2013年10月16日 07:52
要約筆記で”笑えない”話し 2013年10月15日 (火)
松本で開かれた「要約筆記」利用者と通訳者との意見交換会・・・・
司会者からの「市の要約筆記の質の向上を目指している」ので忌憚ない意見を・・・という問題提起を元に、女性会員のNさんから発言がありました。
「トーク講演会で、会場が沸いても要約筆記を利用していても意味が分からない。一緒になって笑うことができない」、「会場で挙手を求められても、反応できない」という趣旨でした。
このような苦い体験は私も講演会などに参加して何度もしています。
これに対して、要約筆記者からの意見は、
「要約筆記の技術の向上が足りない(目指すべき)」とか「カットシートを用意するなどして対応可能」といったものでした。
模範解答的には「要約筆記は話しの本筋を連続して意訳しているので、選択肢として”笑い”のような枝葉は省かざるを得ない・・・」のようです。
・・・しばし、考え込んでしまいました。そうなのだろうか?と・・・
自分か参加したいくつもの講演会の場での要約筆記利用場面を思い起こしてみても、また理論的に考えてみてもこれは対処できない問題ではないかと。
いうまでもなく、トークや講演における”笑い”の到来は、たいてい瞬間的に訪れます。せいぜい1,2秒の間の決定的なできごとです。
それを、要約筆記で対応するなどというのは物理的に不可能です。たとえ全文に近い入力が可能なPC要約筆記の環境であっても同じです。

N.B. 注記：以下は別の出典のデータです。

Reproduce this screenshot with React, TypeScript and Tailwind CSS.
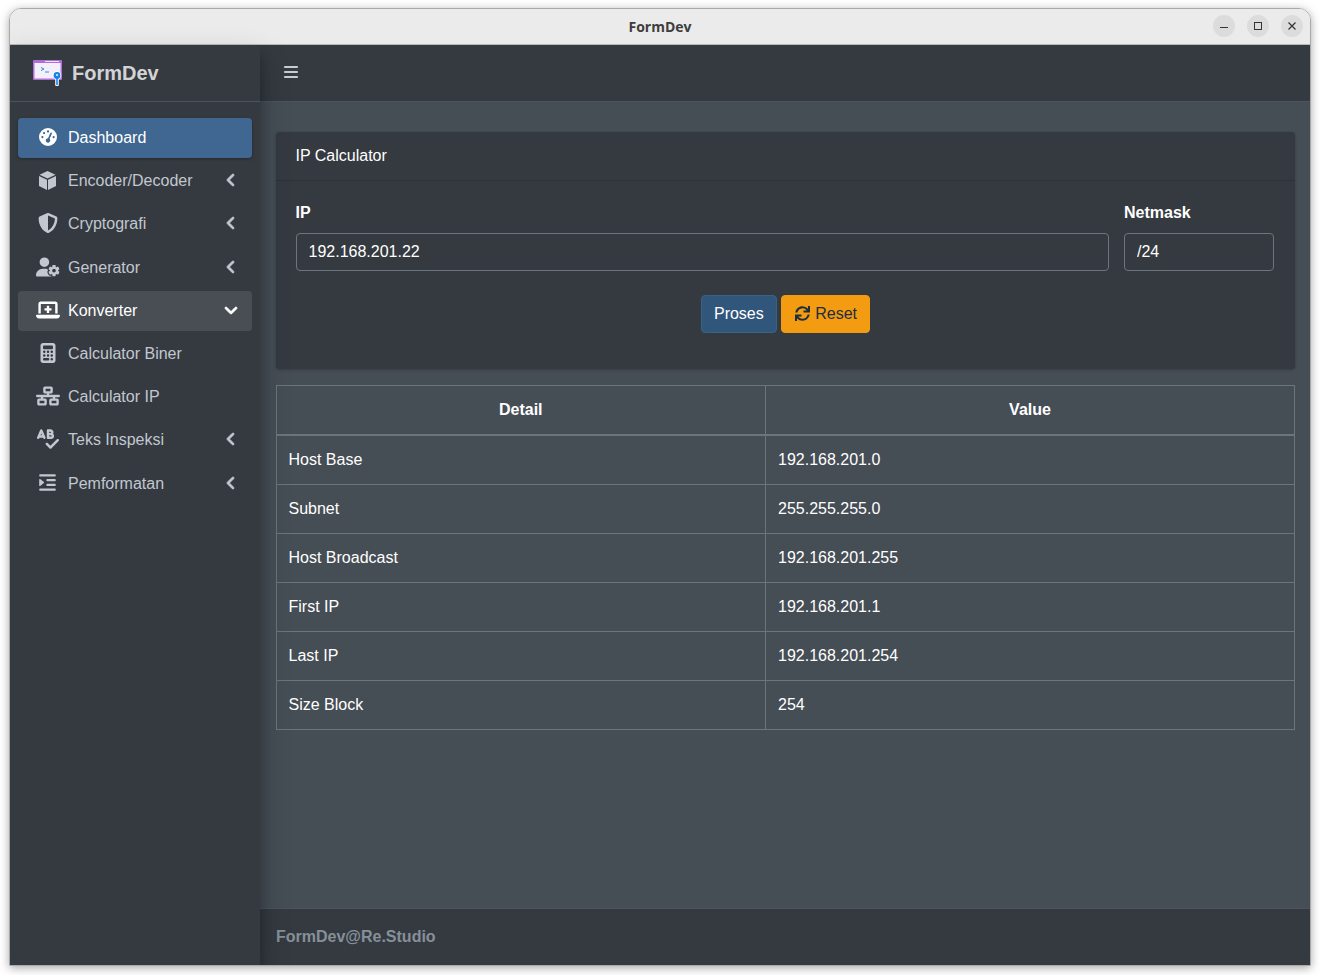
import type { ReactNode } from 'react';
import { FaSync } from 'react-icons/fa';
import {
  FaAngleDown,
  FaAngleLeft,
  FaBars,
  FaCalculator,
  FaGaugeHigh,
  FaIndent,
  FaLaptopMedical,
  FaNetworkWired,
  FaShieldHalved,
  FaSpellCheck,
  FaUserGear,
} from 'react-icons/fa6';

const rows = [
  ['Host Base', '192.168.201.0'],
  ['Subnet', '255.255.255.0'],
  ['Host Broadcast', '192.168.201.255'],
  ['First IP', '192.168.201.1'],
  ['Last IP', '192.168.201.254'],
  ['Size Block', '254'],
];

function NavItem({
  icon,
  label,
  state,
  arrow,
}: {
  icon: ReactNode;
  label: string;
  state?: 'active' | 'open';
  arrow?: 'left' | 'down';
}) {
  let color = 'text-[#c2c7d0]';
  if (state === 'active') color = 'bg-[#3f6791] text-white shadow-[0_1px_3px_rgba(0,0,0,0.3)]';
  if (state === 'open') color = 'bg-[#494e54] text-white';

  return (
    <div className={`flex h-10 items-center rounded pl-[17px] pr-[13px] ${color}`}>
      <span className="flex w-[25px] justify-center pb-[2px]">{icon}</span>
      <span className="ml-2 flex-1 text-base leading-6">{label}</span>
      {arrow && (
        <span className="flex w-4 justify-center pb-[2px]">
          {arrow === 'left' ? (
            <FaAngleLeft className="stroke-[30] text-base" />
          ) : (
            <FaAngleDown className="stroke-[30] text-base" />
          )}
        </span>
      )}
    </div>
  );
}

function CubeIcon() {
  return (
    <svg width="17" height="19" viewBox="0 0 17 19" fill="currentColor">
      <path d="M8.5 0l8 3.8-8 3.7-8-3.7z" />
      <path d="M0 5l8 3.7V19l-8-4z" />
      <path d="M17 5L9 8.7V19l8-4z" />
    </svg>
  );
}

function Logo() {
  return (
    <svg width="32" height="30" viewBox="0 0 32 30" className="shrink-0">
      <rect x="1" y="2" width="29" height="20" rx="1" fill="#b06fd8" />
      <rect x="2.5" y="5" width="26" height="15.5" fill="#f4f0fb" />
      <rect x="13" y="3" width="14" height="1" fill="#efe3fa" />
      <path d="M9 9.5l3 1.5-3 1.5" fill="none" stroke="#2a8fdc" strokeWidth="1" />
      <path d="M13 14h4" stroke="#2a8fdc" strokeWidth="1" />
      <rect x="23.2" y="19" width="3.6" height="9" rx="1" fill="#fff" />
      <circle cx="25" cy="17.5" r="4.2" fill="#fff" />
      <circle cx="25" cy="17.5" r="3.4" fill="#1683e6" />
      <circle cx="25" cy="17" r="1" fill="#e8f4ff" />
      <rect x="24.2" y="20" width="1.6" height="7" fill="#1683e6" />
    </svg>
  );
}

export default function App() {
  return (
    <div className="h-[975px] w-[1320px] bg-white px-[9px] pt-2 font-['Liberation_Sans',Arial,sans-serif]">
      <div className="flex h-[958px] flex-col overflow-hidden rounded-t-xl border border-[#a9a9a9] shadow-[0_2px_10px_rgba(0,0,0,0.35)]">
        {/* Title bar */}
        <div className="flex h-9 shrink-0 items-center border-b border-[#b9b9b9] bg-[#ebebeb] px-[7px] pb-[2px]">
          <div className="flex-1" />
          <div className="pt-[2px] font-['Open_Sans',sans-serif] text-sm font-bold text-[#3d3d3d]">FormDev</div>
          <div className="flex flex-1 justify-end gap-3">
            <div className="flex h-[22px] w-[22px] items-center justify-center rounded-full bg-[#dcdcdc]">
              <div className="mt-[4px] h-px w-2 bg-[#333]" />
            </div>
            <div className="flex h-[22px] w-[22px] items-center justify-center rounded-full bg-[#dcdcdc]">
              <div className="h-2 w-2 border border-[#333]" />
            </div>
            <div className="flex h-[22px] w-[22px] items-center justify-center rounded-full bg-[#dcdcdc]">
              <svg width="10" height="10" viewBox="0 0 10 10">
                <path d="M1.5 1.5l7 7M8.5 1.5l-7 7" stroke="#333" strokeWidth="1.2" />
              </svg>
            </div>
          </div>
        </div>

        <div className="flex min-h-0 flex-1">
          {/* Sidebar */}
          <aside className="relative z-10 flex w-[250px] shrink-0 flex-col bg-[#343a40] shadow-[0_14px_28px_rgba(0,0,0,0.25),0_10px_10px_rgba(0,0,0,0.22)]">
            <div className="flex h-[57px] items-center gap-2 border-b border-[#4b545c] pb-px pl-[22px]">
              <Logo />
              <span className="text-xl font-bold text-[rgba(255,255,255,0.8)]">FormDev</span>
            </div>
            <nav className="flex flex-col gap-[3.2px] px-2 pt-4">
              <NavItem icon={<FaGaugeHigh className="text-[18px]" />} label="Dashboard" state="active" />
              <NavItem icon={<CubeIcon />} label="Encoder/Decoder" arrow="left" />
              <NavItem icon={<FaShieldHalved className="text-[20px]" />} label="Cryptografi" arrow="left" />
              <NavItem icon={<FaUserGear className="text-[24px]" />} label="Generator" arrow="left" />
              <NavItem icon={<FaLaptopMedical className="text-[24px]" />} label="Konverter" state="open" arrow="down" />
              <NavItem icon={<FaCalculator className="text-[20px]" />} label="Calculator Biner" />
              <NavItem icon={<FaNetworkWired className="text-[24px]" />} label="Calculator IP" />
              <NavItem icon={<FaSpellCheck className="text-[22px]" />} label="Teks Inspeksi" arrow="left" />
              <NavItem icon={<FaIndent className="text-[19px]" />} label="Pemformatan" arrow="left" />
            </nav>
          </aside>

          {/* Main */}
          <div className="flex min-w-0 flex-1 flex-col bg-[#454d55]">
            <header className="flex h-[57px] shrink-0 items-center border-b border-[#4b545c] bg-[#343a40] pb-[2px] pl-[23px] text-[#c8cbcf]">
              <FaBars className="text-base" />
            </header>

            <main className="flex-1 pl-[15.5px] pr-[15px] pt-[30px] text-white">
              <section className="h-[237px] rounded bg-[#343a40] shadow-[0_0_1px_rgba(0,0,0,0.125),0_1px_3px_rgba(0,0,0,0.2)]">
                <div className="flex h-[49px] items-center border-b border-[rgba(0,0,0,0.125)] px-5 text-base">IP Calculator</div>
                <div className="pl-5 pr-[21px] pt-5">
                  <div className="flex gap-[15px]">
                    <label className="flex-1">
                      <div className="mb-2 text-base font-bold leading-6">IP</div>
                      <input
                        readOnly
                        value="192.168.201.22"
                        className="h-[38px] w-full rounded border border-[#6c757d] bg-[#343a40] px-3 text-base text-white outline-none"
                      />
                    </label>
                    <label className="w-[150px]">
                      <div className="mb-2 text-base font-bold leading-6">Netmask</div>
                      <input
                        readOnly
                        value="/24"
                        className="h-[38px] w-full rounded border border-[#6c757d] bg-[#343a40] px-3 text-base text-white outline-none"
                      />
                    </label>
                  </div>
                  <div className="mt-6 flex justify-center gap-1 pl-[1.5px]">
                    <button className="h-[38px] rounded border border-[#3a6186] bg-[#31567c] px-3 text-base text-white">Proses</button>
                    <button className="flex h-[38px] items-center gap-[5.5px] rounded border border-[#f39c12] bg-[#f39c12] pl-[13px] pr-3 text-base text-[#1f2d3d]">
                      <FaSync className="mb-[2px] text-[15px]" />
                      Reset
                    </button>
                  </div>
                </div>
              </section>

              <table className="mt-4 w-full table-fixed border-collapse text-base">
                <thead>
                  <tr className="h-[49px]">
                    <th className="w-[489.5px] border border-b-2 border-[#6c757d] px-3 font-bold">Detail</th>
                    <th className="border border-b-2 border-[#6c757d] px-3 font-bold">Value</th>
                  </tr>
                </thead>
                <tbody>
                  {rows.map(([detail, value], i) => (
                    <tr key={detail} className={i === 0 ? 'h-[50px]' : 'h-[49px]'}>
                      <td className="border border-[#6c757d] px-3">{detail}</td>
                      <td className="border border-[#6c757d] px-3">{value}</td>
                    </tr>
                  ))}
                </tbody>
              </table>
            </main>

            <footer className="flex h-[57px] shrink-0 items-center border-t border-[#4b545c] bg-[#343a40] px-4 text-base font-bold text-[#869099]">
              FormDev@Re.Studio
            </footer>
          </div>
        </div>
      </div>
    </div>
  );
}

もし、要約筆記を利用していて、”笑い”の意味が5秒とか10秒後にわかったところで、そのタイミングで一人で大笑いできますか??? せめて人に知られないようにクスクス笑うのが精一杯でしょう。
ということは、要約筆記にそれを求めてはいけないということです。
通訳者の技量の問題でもありません。要約筆記とはそういうものであることを理解して納得するしかありません。
そういうと「その場の対等な社会参加」ができないじゃないか!といわれますが、その通りです。
要約筆記、それ以前に”情報保障”は万能ではありません。できないものは、できない・・・。
それに代わる方法については、またいろいろな考え方、アイデアもあるはずです。
くやいしですが、それが現実です。